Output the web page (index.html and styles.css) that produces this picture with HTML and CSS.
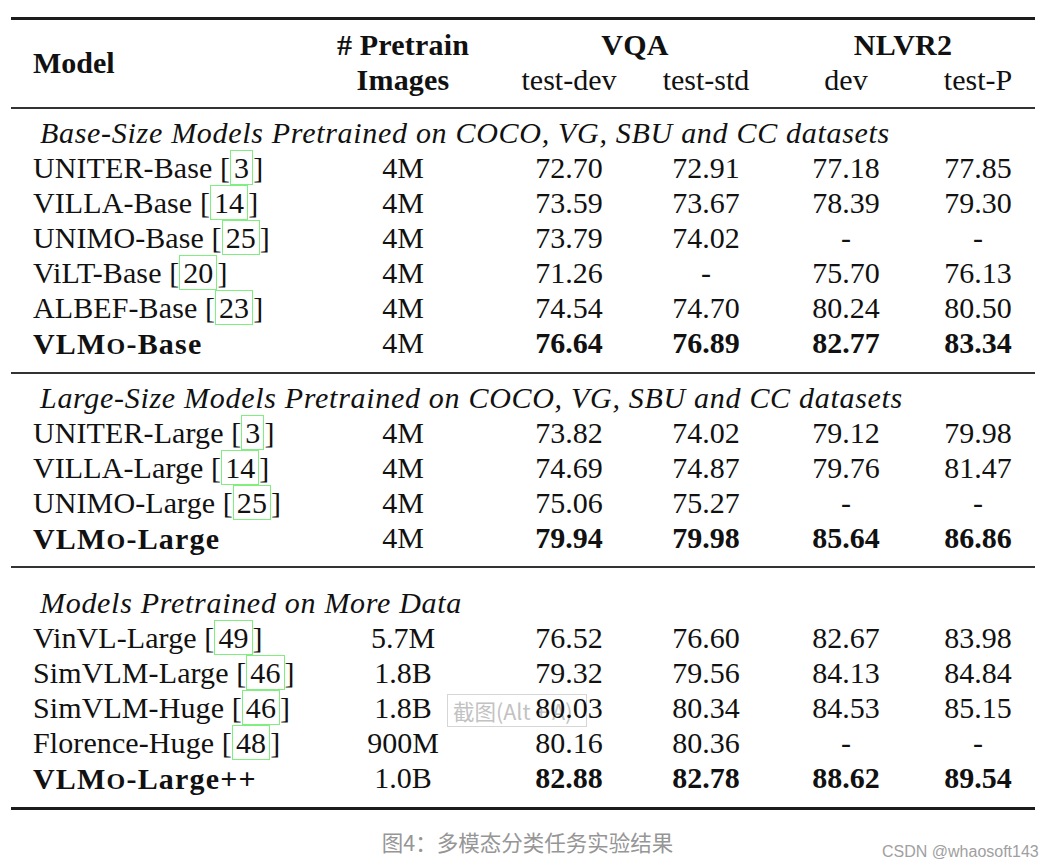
FILE: index.html
```html
<!DOCTYPE html>
<html lang="zh">
<head>
<meta charset="utf-8">
<title>VLMo results</title>
<link rel="stylesheet" href="styles.css">
</head>
<body>
<div class="page">
  <div class="tooltip">截图(Alt + A)</div>
  <div class="table">
    <div class="grid head">
      <div class="model">Model</div>
      <div class="c">#&nbsp;Pretrain</div>
      <div class="c span2 vqa">VQA</div>
      <div class="c span2 nlvr">NLVR2</div>
      <div class="c">Images</div>
      <div class="c sub">test-dev</div>
      <div class="c sub">test-std</div>
      <div class="c sub">dev</div>
      <div class="c sub">test-P</div>
    </div>

    <div class="grid section s1">
      <div class="sh">Base-Size Models Pretrained on COCO, VG, SBU and CC datasets</div>
      <div class="m">UNITER-Base [<span class="cite">3</span>]</div><div class="c">4M</div><div class="c">72.70</div><div class="c">72.91</div><div class="c">77.18</div><div class="c">77.85</div>
      <div class="m">VILLA-Base [<span class="cite">14</span>]</div><div class="c">4M</div><div class="c">73.59</div><div class="c">73.67</div><div class="c">78.39</div><div class="c">79.30</div>
      <div class="m">UNIMO-Base [<span class="cite">25</span>]</div><div class="c">4M</div><div class="c">73.79</div><div class="c">74.02</div><div class="c">-</div><div class="c">-</div>
      <div class="m">ViLT-Base [<span class="cite">20</span>]</div><div class="c">4M</div><div class="c">71.26</div><div class="c">-</div><div class="c">75.70</div><div class="c">76.13</div>
      <div class="m">ALBEF-Base [<span class="cite">23</span>]</div><div class="c">4M</div><div class="c">74.54</div><div class="c">74.70</div><div class="c">80.24</div><div class="c">80.50</div>
      <div class="m b vl">VLM<span class="sc">o</span>-Base</div><div class="c">4M</div><div class="c b">76.64</div><div class="c b">76.89</div><div class="c b">82.77</div><div class="c b">83.34</div>
    </div>

    <div class="grid section s2">
      <div class="sh">Large-Size Models Pretrained on COCO, VG, SBU and CC datasets</div>
      <div class="m">UNITER-Large [<span class="cite">3</span>]</div><div class="c">4M</div><div class="c">73.82</div><div class="c">74.02</div><div class="c">79.12</div><div class="c">79.98</div>
      <div class="m">VILLA-Large [<span class="cite">14</span>]</div><div class="c">4M</div><div class="c">74.69</div><div class="c">74.87</div><div class="c">79.76</div><div class="c">81.47</div>
      <div class="m">UNIMO-Large [<span class="cite">25</span>]</div><div class="c">4M</div><div class="c">75.06</div><div class="c">75.27</div><div class="c">-</div><div class="c">-</div>
      <div class="m b vl">VLM<span class="sc">o</span>-Large</div><div class="c">4M</div><div class="c b">79.94</div><div class="c b">79.98</div><div class="c b">85.64</div><div class="c b">86.86</div>
    </div>

    <div class="grid section s3">
      <div class="sh">Models Pretrained on More Data</div>
      <div class="m">VinVL-Large [<span class="cite">49</span>]</div><div class="c">5.7M</div><div class="c">76.52</div><div class="c">76.60</div><div class="c">82.67</div><div class="c">83.98</div>
      <div class="m">SimVLM-Large [<span class="cite">46</span>]</div><div class="c">1.8B</div><div class="c">79.32</div><div class="c">79.56</div><div class="c">84.13</div><div class="c">84.84</div>
      <div class="m">SimVLM-Huge [<span class="cite">46</span>]</div><div class="c">1.8B</div><div class="c">80.03</div><div class="c">80.34</div><div class="c">84.53</div><div class="c">85.15</div>
      <div class="m">Florence-Huge [<span class="cite">48</span>]</div><div class="c">900M</div><div class="c">80.16</div><div class="c">80.36</div><div class="c">-</div><div class="c">-</div>
      <div class="m b vl">VLM<span class="sc">o</span>-Large++</div><div class="c">1.0B</div><div class="c b">82.88</div><div class="c b">82.78</div><div class="c b">88.62</div><div class="c b">89.54</div>
    </div>
  </div>
  <div class="caption">图4：多模态分类任务实验结果</div>
  <div class="watermark">CSDN @whaosoft143</div>
</div>
</body>
</html>
```

FILE: styles.css
```css
html, body {
  margin: 0;
  padding: 0;
  background: #ffffff;
}

body {
  font-family: "Liberation Serif", "Times New Roman", serif;
  color: #111111;
}

.page {
  position: relative;
  width: 1055px;
  height: 867px;
  padding-top: 17px;
  box-sizing: border-box;
  overflow: hidden;
}

.table {
  position: relative;
  margin-left: 11px;
  width: 1024px;
  border-top: 3px solid #1c1c1c;
  border-bottom: 3px solid #1c1c1c;
  font-size: 30px;
  line-height: 35px;
}

.grid {
  display: grid;
  grid-template-columns: 309px 166px 166px 108px 172px 92px;
  grid-auto-rows: 35px;
}

.head {
  padding: 7px 0 10px;
  border-bottom: 2px solid #333333;
}

.head .model {
  grid-row: 1 / 3;
  align-self: center;
  padding-left: 22px;
  font-weight: bold;
}

.head .c {
  font-weight: bold;
  letter-spacing: 0.2px;
}

.head .c.sub {
  font-weight: normal;
  letter-spacing: 0;
}

.span2 {
  grid-column: span 2;
}

.vqa {
  padding-left: 24px;
}

.nlvr {
  padding-left: 22px;
}

.c {
  text-align: center;
  white-space: nowrap;
}

.m {
  padding-left: 22px;
  white-space: nowrap;
  letter-spacing: 0.1px;
}

.b {
  font-weight: bold;
}

.vl {
  letter-spacing: 1.2px;
}

.sc {
  font-variant: small-caps;
  font-size: 34px;
}

.sh {
  grid-column: 1 / -1;
  font-style: italic;
  padding-left: 29px;
  white-space: nowrap;
  letter-spacing: 0.7px;
}

.section + .section {
  border-top: 2px solid #333333;
}

.s1 {
  padding: 6px 0 12px;
}

.s2 {
  padding: 6px 0 11px;
}

.s3 {
  padding: 17px 0 12px;
}

.cite {
  border: 1px solid #7ff07f;
  padding: 0 3px;
}

.caption {
  margin-top: 16px;
  text-align: center;
  font-family: "Noto Sans CJK SC", "Noto Sans", sans-serif;
  font-size: 21.5px;
  line-height: 31px;
  color: #969696;
}

.watermark {
  position: absolute;
  left: 882px;
  top: 843px;
  font-family: "Liberation Sans", Arial, sans-serif;
  font-size: 16px;
  line-height: 18px;
  color: #a0a0a0;
  white-space: nowrap;
}

.tooltip {
  position: absolute;
  left: 447px;
  top: 694px;
  width: 140px;
  height: 33px;
  box-sizing: border-box;
  border: 1px solid #d6d6d6;
  padding-left: 5px;
  font-family: "Noto Sans CJK SC", "Noto Sans", sans-serif;
  font-size: 21.5px;
  line-height: 31px;
  color: #c2c2c2;
  white-space: nowrap;
}
```
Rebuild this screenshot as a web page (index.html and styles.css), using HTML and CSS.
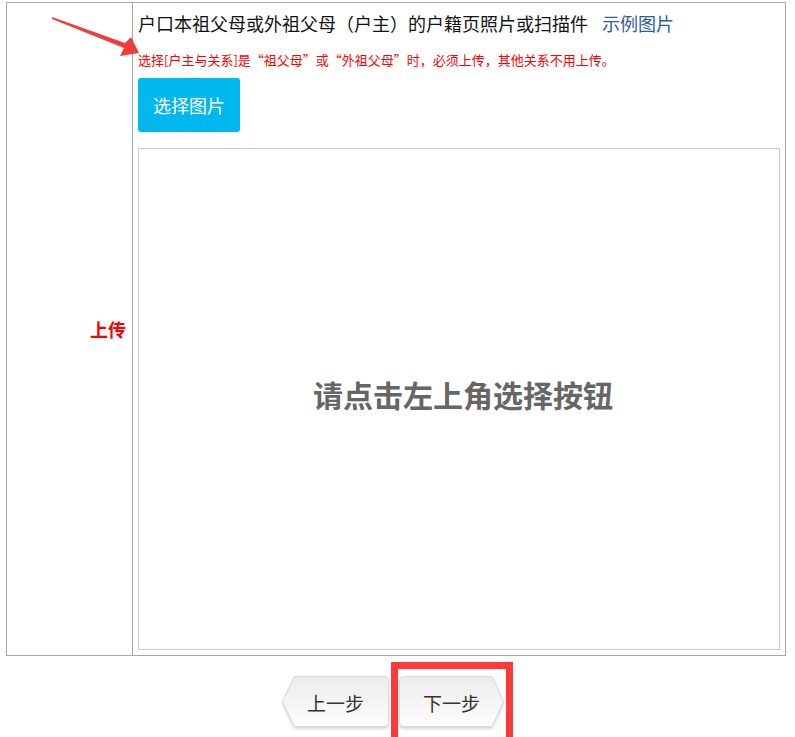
FILE: index.html
```html
<!DOCTYPE html>
<html lang="zh-CN">
<head>
<meta charset="utf-8">
<title>上传</title>
<link rel="stylesheet" href="styles.css">
</head>
<body>
<div class="wrap">
  <table class="form">
    <tr>
      <td class="label">上传</td>
      <td class="field">
        <div class="title">户口本祖父母或外祖父母（户主）的户籍页照片或扫描件<a class="sample" href="#">示例图片</a></div>
        <div class="note">选择[户主与关系]是“祖父母”或“外祖父母”时，必须上传，其他关系不用上传。</div>
        <button class="pick" type="button">选择图片</button>
        <div class="preview"><span>请点击左上角选择按钮</span></div>
      </td>
    </tr>
  </table>
  <div class="steps">
    <a class="step prev" href="#">
      <svg class="shape" width="107" height="52" viewBox="0 0 107 52">
        <defs><linearGradient id="gp" x1="0" y1="0" x2="0" y2="1"><stop offset="0" stop-color="#ececec"/><stop offset="1" stop-color="#fdfdfd"/></linearGradient></defs>
        <path d="M12.5,0.5 H102.5 Q106.5,0.5 106.5,4.5 V46.5 Q106.5,50.5 102.5,50.5 H12.5 L0.5,25.5 Z" fill="url(#gp)" stroke="#dadada"/>
      </svg>
      <span class="txt">上一步</span>
    </a>
    <span class="mark">
      <a class="step next" href="#">
        <svg class="shape" width="105" height="52" viewBox="0 0 105 52">
          <defs><linearGradient id="gn" x1="0" y1="0" x2="0" y2="1"><stop offset="0" stop-color="#ececec"/><stop offset="1" stop-color="#fdfdfd"/></linearGradient></defs>
          <path d="M0.5,4.5 Q0.5,0.5 4.5,0.5 H93 L104.5,25.5 L93,50.5 H4.5 Q0.5,50.5 0.5,46.5 Z" fill="url(#gn)" stroke="#dadada"/>
        </svg>
        <span class="txt">下一步</span>
      </a>
    </span>
  </div>
</div>
<svg class="arrow" width="150" height="70" viewBox="0 0 150 70">
  <path d="M52,17 L125,43 L131,37 L139,53 L120,56 L124,48 L52,19 Z" fill="#f23c3c"/>
</svg>
</body>
</html>
```
FILE: styles.css
```css
html, body {
  margin: 0;
  padding: 0;
  height: 737px;
  overflow: hidden;
  background: #fff;
}
body {
  position: relative;
  font-family: "Noto Sans CJK SC", "Noto Sans", sans-serif;
  color: #111;
}
.wrap {
  padding: 2px 9px 0 6px;
}
.form {
  width: 780px;
  border-collapse: collapse;
  border: 1px solid #a8a8a8;
}
.form td {
  border: 1px solid #a8a8a8;
  padding: 0;
}
.label {
  width: 119px;
  padding-right: 6px !important;
  text-align: right;
  vertical-align: middle;
  color: #ff0000;
  font-weight: bold;
  font-size: 18px;
}
.field {
  padding: 5px 5px 5px 5px !important;
  vertical-align: top;
}
.title {
  font-size: 18px;
  line-height: 30px;
  color: #111;
  white-space: nowrap;
}
.sample {
  margin-left: 14px;
  color: #2b5f96;
  text-decoration: none;
}
.note {
  margin-top: 12px;
  font-size: 13px;
  line-height: 20px;
  color: #ff0000;
  white-space: nowrap;
}
.pick {
  display: block;
  margin-top: 8px;
  width: 102px;
  height: 54px;
  padding: 0;
  border: none;
  border-radius: 3px;
  background: #00b7ee;
  color: #fff;
  font-family: inherit;
  font-size: 18px;
}
.preview {
  margin-top: 16px;
  height: 500px;
  border: 1px solid #cccccc;
  display: flex;
  align-items: center;
  justify-content: center;
}
.preview span {
  font-size: 30px;
  font-weight: bold;
  color: #666;
  margin-left: 8px;
  margin-top: -10px;
}
.steps {
  display: flex;
  justify-content: center;
  align-items: flex-start;
  gap: 2px;
  margin-top: 6px;
  margin-left: -6px;
  margin-right: -9px;
}
.step {
  position: relative;
  display: flex;
  align-items: center;
  justify-content: center;
  height: 52px;
  color: #333;
  text-decoration: none;
  font-size: 19px;
}
.step .shape {
  position: absolute;
  left: 0;
  top: 0;
  filter: drop-shadow(0 2px 1.5px rgba(0, 0, 0, 0.16));
}
.step .txt {
  position: relative;
}
.prev {
  width: 107px;
  margin-top: 14px;
}
.next {
  width: 105px;
}
.mark {
  display: block;
  border-style: solid;
  border-color: #fd3a3a;
  border-width: 7px 7px 7px 7px;
  padding: 7px 2px 20px 1px;
  background: #fff;
}
.arrow {
  position: absolute;
  left: 0;
  top: 0;
}
```
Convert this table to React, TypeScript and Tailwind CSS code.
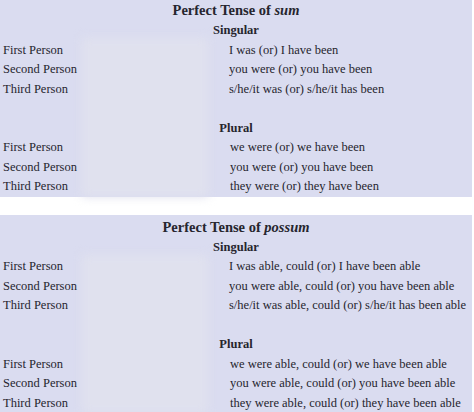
const tables = [
  {
    verb: "sum",
    singular: [
      "I was (or) I have been",
      "you were (or) you have been",
      "s/he/it was (or) s/he/it has been",
    ],
    plural: [
      "we were (or) we have been",
      "you were (or) you have been",
      "they were (or) they have been",
    ],
  },
  {
    verb: "possum",
    singular: [
      "I was able, could (or) I have been able",
      "you were able, could (or) you have been able",
      "s/he/it was able, could (or) s/he/it has been able",
    ],
    plural: [
      "we were able, could (or) we have been able",
      "you were able, could (or) you have been able",
      "they were able, could (or) they have been able",
    ],
  },
];

const persons = ["First Person", "Second Person", "Third Person"];

const Rows = ({ forms, indent }: { forms: string[]; indent: string }) => (
  <div className="grid grid-cols-[226px_1fr] pl-[3px]">
    {forms.map((form, i) => (
      <div key={i} className="contents">
        <div>{persons[i]}</div>
        <div className={indent}>{form}</div>
      </div>
    ))}
  </div>
);

const Table = ({ verb, singular, plural, first }: { verb: string; singular: string[]; plural: string[]; first?: boolean }) => (
  <section className={`relative w-[472px] bg-[#dadcf0] pt-[2px] ${first ? "-mt-[2px]" : ""}`}>
    <div className="pointer-events-none absolute left-[82px] top-[40px] bottom-0 w-[126px] bg-[#e0e1ee] blur-[5px]" />
    <div className="relative">
      <h2 className="text-center text-[14.5px] font-bold leading-[20px]">
        Perfect Tense of <em>{verb}</em>
      </h2>
      <div className="mt-[1px] text-[12.5px] leading-[19.5px]">
        <h3 className="text-center font-bold">Singular</h3>
        <Rows forms={singular} indent="" />
        <div className="h-[19.5px]" />
        <h3 className="text-center font-bold">Plural</h3>
        <Rows forms={plural} indent="pl-[1px]" />
      </div>
    </div>
  </section>
);

export default function App() {
  return (
    <div className="h-[412px] w-[474px] overflow-hidden bg-white font-['Liberation_Serif',serif] text-[#26252e]">
      <Table {...tables[0]} first />
      <div className="h-[18px]" />
      <Table {...tables[1]} />
    </div>
  );
}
○ ○ ○ ○ ○
Stated exercise:
Copy each line in the data that holds the word "this".

Written response:
Output the web page (index.html and styles.css) that produces this picture with HTML and CSS.
Rebuild this screenshot as a web page (index.html and styles.css), using HTML and CSS.
Convert this table to React, TypeScript and Tailwind CSS code.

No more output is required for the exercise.